Think about other products and services:

  • The iPod
  • The ab-blaster
  • Tablets
  • Compact Discs
  • The motorcar
  • Denim jeans
  • A lighter (to replace matches)

Before anyone could go into a store and ask for a lighter – they needed to know a lighter exists.

In modern times, where new inventions and services are being developed at a rate of knots, market education is a big part of what companies need to do. Some companies, as with the iPod, integrate the education of the market with the brand and product trade mark.

Im going to “uber” to the restaurant – app based taxi hailing.

Ill “google it” – internet search service. 

Brand awareness: once a market knows about a product or offering – or has had the need for some time and / or buys competitors products – you need to let potential customers know that you sell the particular product or service.  AND what differenciates you in the competitive market.

“Hey, we’re Marlboro. We sell cigarettes to adventurers, tough guys and those who take the road less traveled”

“Hey, we’re Apple. We sell computers and laptops for those refined types looking for a sleek product to process their films and photographs on. Be seen at the coffee shop on an Apple!”

“Hey, we’re Microsoft. We have a software solution for all of your functional business needs. We are all about utility and productivity for people looking to get stuff done.”

Customers need to be AWARE of what you sell and WHY you are selling it to THEM.

The painful thing about innovative new products is that you have to invest in educating the market that something exists and that they should try it and they should try yours.

The awareness step may seem silly – and it may be depending on your industry and product line – but at some point, a customer needs to become aware that they could buy your product if they wanted to.


The next step in the customer journey is shortlisting your product.

Think about t-shirts. When someone mistakenly throws a pair of their significant others red underwear in a white load and ruins their white t-shirts – they are immediately AWARE that they need new t-shirts.

Now, which 1, 2 or 3 t-shirt brands immediately spring to mind?

Or does an online clothing store spring to mind to go and browse t-shirts?

This is the consideration phase. “I know you exist and sell t shirts – I am now thinking of maybe buying one of your t-shirts.”

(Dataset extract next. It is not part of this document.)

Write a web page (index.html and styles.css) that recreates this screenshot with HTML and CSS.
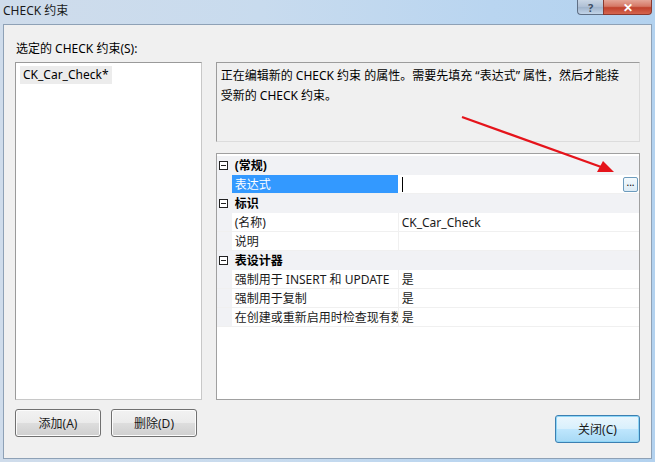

This is the micro moments around interacting with the t-shirt that really push me towards the checkout. I go online and search for t-shirts. The designs resonate with the brands essence. There is a helpful tool to help me figure out which fit I want – slim fit versus regular. There is a big, prominent button that says “Add to Cart” with a message underneath saying I get “free delivery”. Im feeling like there should be nothing standing between me and this t-shirt and I toss it in the cart and pay conveniently by credit card.

This is the critical activation step.

Lots of people staring at your products in store? On your webpage? At your market stall? But few actually checking out? They may need a little push.

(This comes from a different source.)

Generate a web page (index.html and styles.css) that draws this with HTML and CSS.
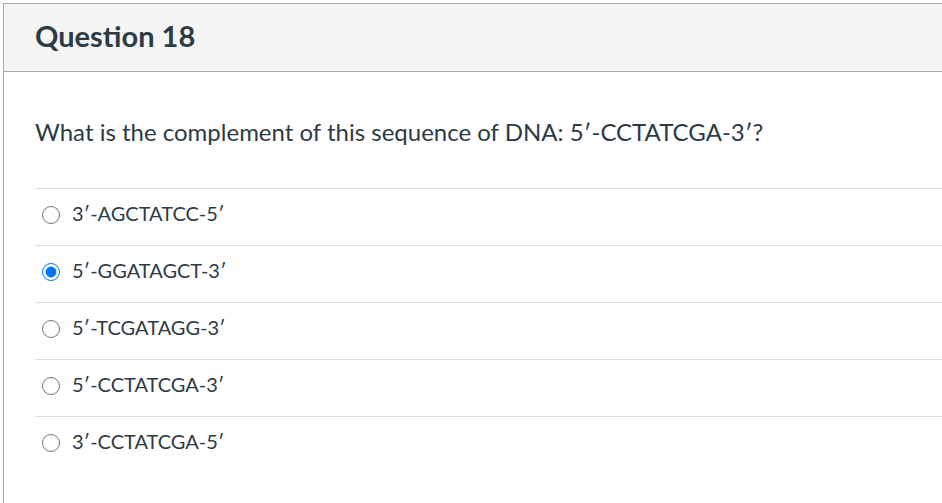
FILE: index.html
```html
<!DOCTYPE html>
<html>
<head>
<meta charset="utf-8">
<link rel="stylesheet" href="styles.css">
</head>
<body>
<div class="question">
  <div class="header"><h2 class="title">Question 18</h2></div>
  <div class="content">
    <p class="prompt">What is the complement of this sequence of DNA: 5′-CCTATCGA-3′?</p>
    <div class="answers">
      <label class="answer"><input type="radio" name="q18"><span>3′-AGCTATCC-5′</span></label>
      <label class="answer"><input type="radio" name="q18" checked><span>5′-GGATAGCT-3′</span></label>
      <label class="answer"><input type="radio" name="q18"><span>5′-TCGATAGG-3′</span></label>
      <label class="answer"><input type="radio" name="q18"><span>5′-CCTATCGA-3′</span></label>
      <label class="answer"><input type="radio" name="q18"><span>3′-CCTATCGA-5′</span></label>
    </div>
  </div>
</div>
</body>
</html>
```
FILE: styles.css
```css
html, body {
  margin: 0;
  padding: 0;
  background: #ffffff;
}
body {
  font-family: Lato, "Liberation Sans", sans-serif;
  color: #2d3b45;
  height: 503px;
  overflow: hidden;
}
.question {
  box-sizing: border-box;
  margin: 3px 0 0 3px;
  border-top: 1px solid #aaaaaa;
  border-left: 1px solid #aaaaaa;
  height: 500px;
}
.header {
  background: #f5f5f5;
  border-bottom: 1px solid #aaaaaa;
  padding: 15px 30px 0 31px;
  height: 52px;
}
.title {
  margin: 0;
  font-size: 29px;
  font-weight: 700;
  line-height: 33.6px;
}
.content {
  padding: 0 0 0 31px;
}
.prompt {
  margin: 0;
  padding: 46px 0 41px 0;
  font-size: 24px;
  line-height: 28.8px;
}
.answers {
  display: flex;
  flex-direction: column;
}
.answer {
  display: flex;
  align-items: center;
  border-top: 1px solid #dddddd;
  padding: 12px 0 20px 0;
  font-size: 20px;
  line-height: 24px;
}
.answer input {
  width: 18px;
  height: 18px;
  margin: 0 12px 0 7px;
  position: relative;
  top: 2px;
}
```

How much does Nike invest in their stores? A ton. But surely if people are walking into the store then they want Nike goods? Yeah – sure. Doesn’t mean that they wont just browse and leave. That entire store - sales people, colours, music, layout and product placement – is purposefully designed to get you to buy something and not leave empty handed.

That is activation.

  • Door to door salesman – activation
  • Jehova’s Witnesses – activation
  • In store wine tasting – activation
  • Try it for free – activation
  • 30 day money back guarantee – activation


Simple – someone pays you and then owns one of your products.

Loyalty and Repeat Business

You want your customers to keep coming back (unless youre in the coffin business…).

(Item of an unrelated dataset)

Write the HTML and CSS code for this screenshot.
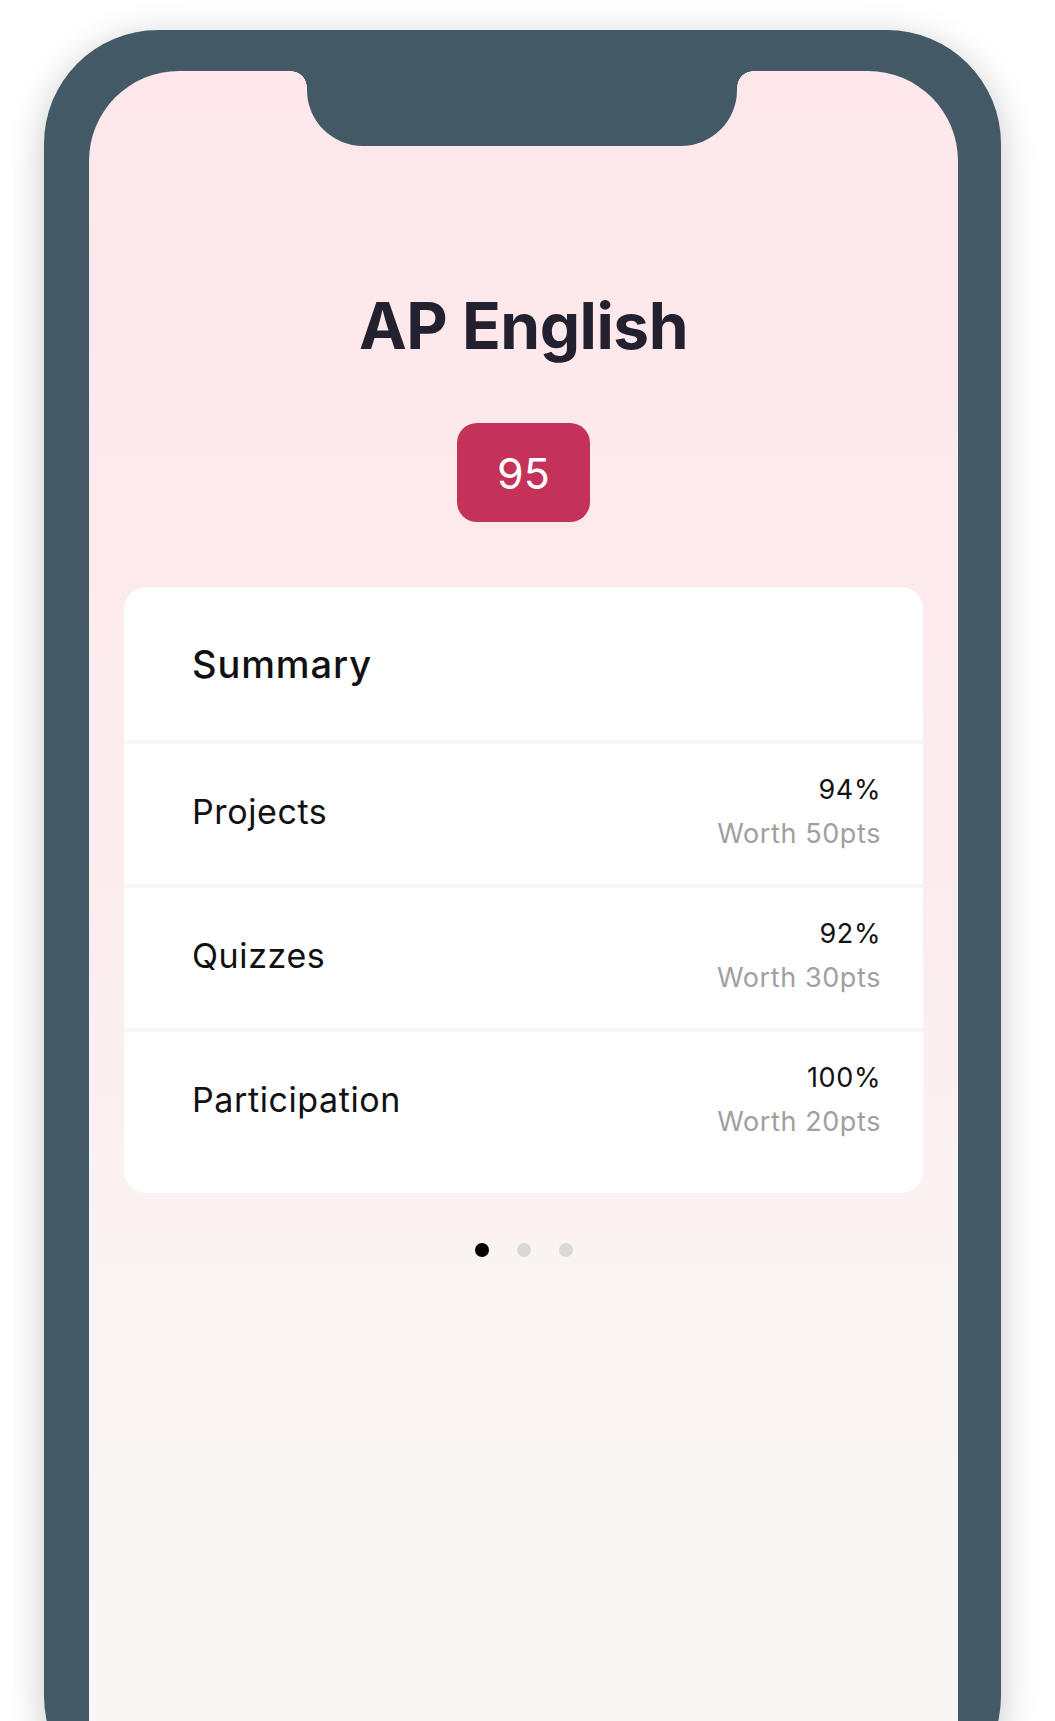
FILE: index.html
```html
<!DOCTYPE html>
<html lang="en">
<head>
<meta charset="utf-8">
<title>AP English</title>
<link rel="stylesheet" href="styles.css">
</head>
<body>
<div class="phone">
  <div class="screen">
    <div class="notch"></div>
    <h1 class="title">AP English</h1>
    <div class="badge">95</div>
    <section class="card">
      <div class="card-head">Summary</div>
      <div class="row">
        <span class="label">Projects</span>
        <div class="meta"><span class="pct">94%</span><span class="worth">Worth 50pts</span></div>
      </div>
      <div class="row">
        <span class="label">Quizzes</span>
        <div class="meta"><span class="pct">92%</span><span class="worth">Worth 30pts</span></div>
      </div>
      <div class="row">
        <span class="label">Participation</span>
        <div class="meta"><span class="pct">100%</span><span class="worth">Worth 20pts</span></div>
      </div>
    </section>
    <div class="dots">
      <span class="dot active"></span>
      <span class="dot"></span>
      <span class="dot"></span>
    </div>
  </div>
</div>
</body>
</html>
```

FILE: styles.css
```css
html, body {
  margin: 0;
  padding: 0;
  height: 1721px;
  overflow: hidden;
  background: #ffffff;
  font-family: Inter, "Noto Sans", sans-serif;
}

.phone {
  margin: 30px 0 0 44px;
  width: 957px;
  height: 1780px;
  box-sizing: border-box;
  padding: 41px 43px 0 45px;
  background: #435a66;
  border-radius: 114px;
  box-shadow: 0 8px 36px rgba(0, 0, 0, 0.22);
}

.screen {
  position: relative;
  height: 100%;
  border-radius: 90px;
  background: linear-gradient(180deg, #fde7ea 0%, #fceced 45%, #faf4f3 70%, #f9f7f6 100%);
  display: flex;
  flex-direction: column;
  align-items: center;
}

.notch {
  position: absolute;
  top: 0;
  left: 218px;
  width: 430px;
  height: 75px;
  background: #435a66;
  border-radius: 0 0 56px 56px;
}
.notch::before,
.notch::after {
  content: "";
  position: absolute;
  top: 0;
  width: 16px;
  height: 16px;
}
.notch::before {
  left: -16px;
  background: radial-gradient(circle at 0 100%, transparent 15.5px, #435a66 16px);
}
.notch::after {
  right: -16px;
  background: radial-gradient(circle at 100% 100%, transparent 15.5px, #435a66 16px);
}

.title {
  margin: 215px 0 0;
  font-size: 64px;
  line-height: 80px;
  font-weight: 700;
  color: #23202f;
  letter-spacing: -0.5px;
}

.badge {
  margin-top: 57px;
  width: 133px;
  height: 99px;
  border-radius: 20px;
  background: #c43159;
  color: #ffffff;
  font-size: 43px;
  display: flex;
  align-items: center;
  justify-content: center;
}

.card {
  margin-top: 65px;
  align-self: stretch;
  margin-left: 35px;
  margin-right: 35px;
  background: #ffffff;
  border-radius: 22px;
  padding-bottom: 21px;
}

.card-head {
  height: 153px;
  box-sizing: border-box;
  padding-left: 68px;
  display: flex;
  align-items: center;
  font-size: 38px;
  font-weight: 500;
  letter-spacing: 0.9px;
  color: #111111;
}

.row {
  height: 144px;
  box-sizing: border-box;
  border-top: 4px solid #fbf5f5;
  padding: 0 42px 0 68px;
  display: flex;
  align-items: center;
  justify-content: space-between;
}

.label {
  font-size: 34px;
  letter-spacing: 0.6px;
  color: #111111;
  margin-bottom: 6px;
}

.meta {
  display: flex;
  flex-direction: column;
  align-items: flex-end;
  font-size: 27px;
  line-height: 44px;
  letter-spacing: 0.6px;
  margin-bottom: 4px;
}
.pct { color: #111111; }
.worth { color: #a0a0a0; }

.dots {
  margin-top: 50px;
  display: flex;
  gap: 28px;
}
.dot {
  width: 14px;
  height: 14px;
  border-radius: 50%;
  background: #d9d9d9;
}
.dot.active { background: #000000; }
```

They have already gone all the way through the funnel – found you, your brand and been interested enough and ACTIVATED enough to try it out. If you deliver on your promises of brand values and quality, it should be really easy to get them to buy your crisps / t shirts / cars again, right!

Better yet – if they love your stuff, they will tell their friends about it. Maybe even become an informal brand ambassador and post picture on facebook in their new t-shirt, next to their new car, in their new gym gear. Free and powerful advertising to their group of friends and followers.

Stepping back on the funnel as a whole

Purchasing funnel

As discussed, the funnel is seldom linear. I see brands and forget about brands. I don’t need a Nike golf shirt until I see Tiger Woods in the Masters and Im like “shit, he looks so good in that combination, I should get me some” – straight to activation where Nike is investing in brand awareness advertising.

A salesperson ignores me in store and Im now back to considering other brands – or worse still, I don’t buy a product at all!

Ive been a Nike person for years and Adidas invests in an awesome activation campaign in a local shopping mall. Suddenly I own 3 Adidas gof shirts, 3 pairs of shorts and Adidas sunglasses – yet Ive been aware of them for decades. What is this sorcery?!?!?!

Having said that, the funnel is a great way to think through where your customer is in their journey.

Who are they?

What are they thinking?

What are they feeling?

What information do they need to move forward?

What will cause them to move backward?

Who else are they thinking about at this point? Why?

How do we best reach them and serve them given where they are?

You will see how powerful this becomes when we start over laying marketing channels and media over the funnel in a future article.

The other elements which are critical to the customer through this process is consistency and trust. There is no better way to shake up the funnel than to sell a tough guy, adventurouslifestyle in your cinema brand advertising, but when someone goes to try out your cigarettes, there is a picture of a cat on the box.

Your Youtube video is hardcore and edgy with tattoos and piercings and motorcycles but your spring range of t shirts has grumpy cat on it.

The same customer is going through the funnel. How you engage with different customers in different stages and how you engage through the stages must be consistent.

And, most importantly, must be consistent with who you are as a brand and company and the products you eventually sell.